1) This morning’s commute, while nothing, nothing, like my three-hour journey home during the Great Winter of 2015, did take two hours, 15 minutes of which was spent walking timorously over the ice from my home to the station. At one moment of temporary despair, a Lady Older Than I appeared headed in the same direction - and we became each other’s moral support. I could just hear Julie Andrews saying “When God closes a door, somewhere He opens a window.
1a) The other big moment was sitting for about 20 minutes or so in the cruelly windswept lower busway of Ruggles Station with a colleague who was drinking an iced coffee.
2) This evening I was surprised to learn of the death of comedienne Kaye Ballard, giving me another opportunity to quote the elderly extra in Sunset Boulevard: “Why, I thought she was dead!” Remembered most for two years with Eve Arden on television in a show I’ve never seen, The Mothers-in-Law, a couple years ago I discovered her as one of the evil stepsisters to the Cinderella of Julie Andrews. (This clip is ONLY scenes with Kaye Ballard.)

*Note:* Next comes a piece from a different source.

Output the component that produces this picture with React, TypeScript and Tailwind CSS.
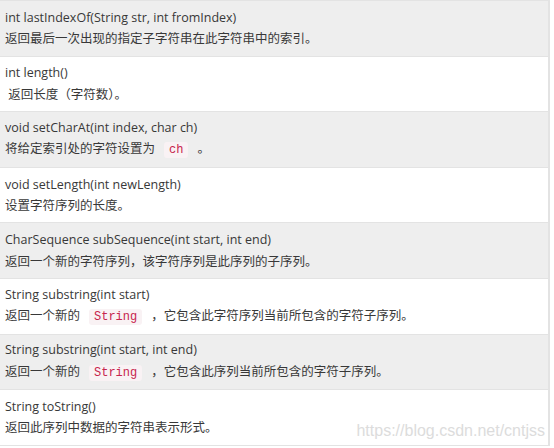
const Code = ({ children }: { children: string }) => (
    <code className="mx-[9px] rounded-[3px] bg-[#f9f2f4] px-[5px] py-[1px] font-['Liberation_Mono',monospace] text-[12px] text-[#c7254e]">
        {children}
    </code>
);

type Row = { sig: string; desc: React.ReactNode };

const rows: Row[] = [
    { sig: 'int lastIndexOf(String str, int fromIndex)', desc: '返回最后一次出现的指定子字符串在此字符串中的索引。' },
    { sig: 'int length()', desc: '\u00a0返回长度（字符数）。' },
    { sig: 'void setCharAt(int index, char ch)', desc: <>将给定索引处的字符设置为<Code>ch</Code>。</> },
    { sig: 'void setLength(int newLength)', desc: '设置字符序列的长度。' },
    { sig: 'CharSequence subSequence(int start, int end)', desc: '返回一个新的字符序列，该字符序列是此序列的子序列。' },
    { sig: 'String substring(int start)', desc: <>返回一个新的<Code>String</Code>，它包含此字符序列当前所包含的字符子序列。</> },
    { sig: 'String substring(int start, int end)', desc: <>返回一个新的<Code>String</Code>，它包含此序列当前所包含的字符子序列。</> },
    { sig: 'String toString()', desc: '返回此序列中数据的字符串表示形式。' },
];

export default function App() {
    return (
        <div className="h-[448px] w-[554px] bg-white">
            <div className="relative w-[550px] border-t border-r-2 border-[#e3e3e3] font-['Open_Sans','Noto_Sans_CJK_SC',sans-serif] text-[12.5px] text-[#383838]">
                {rows.map((r, i) => (
                    <div
                        key={i}
                        className={`flex h-[55.6px] flex-col justify-center border-b border-[#e3e3e3] pl-[5px] leading-[21.5px] ${i % 2 === 0 ? 'bg-[#eeeeee]' : 'bg-white'}`}
                    >
                        <p>{r.sig}</p>
                        <p>{r.desc}</p>
                    </div>
                ))}
                <span className="absolute right-[3px] bottom-[3px] font-['Liberation_Sans',sans-serif] text-[16px] text-[#dcdcdc]">
                    https://blog.csdn.net/cntjss
                </span>
            </div>
        </div>
    );
}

2a) Why yes, that is Alice Ghostley.
2b) The obituary did not include her uproarious appearance in that outlandish comedy of 1976, The Ritz, OR her little-known photo as one of the nurses on page 8 of First Lady: My Thirty Days Upstairs at the White House, by Martha Dinwiddie Butterfield, as told to Patrick Dennis and with 172 Photographs by Cris Alexander.
3) The only other thing worth noting is that, in an actual FB update, I misspelled vocabulary with an A. And I now have a definition for it: Vacabulary: noun; va-ˈka-byə-ˌler-ē; plural: vacabularez. Definition: a collection of words destined to be misspelled by hurried and/or careless typists.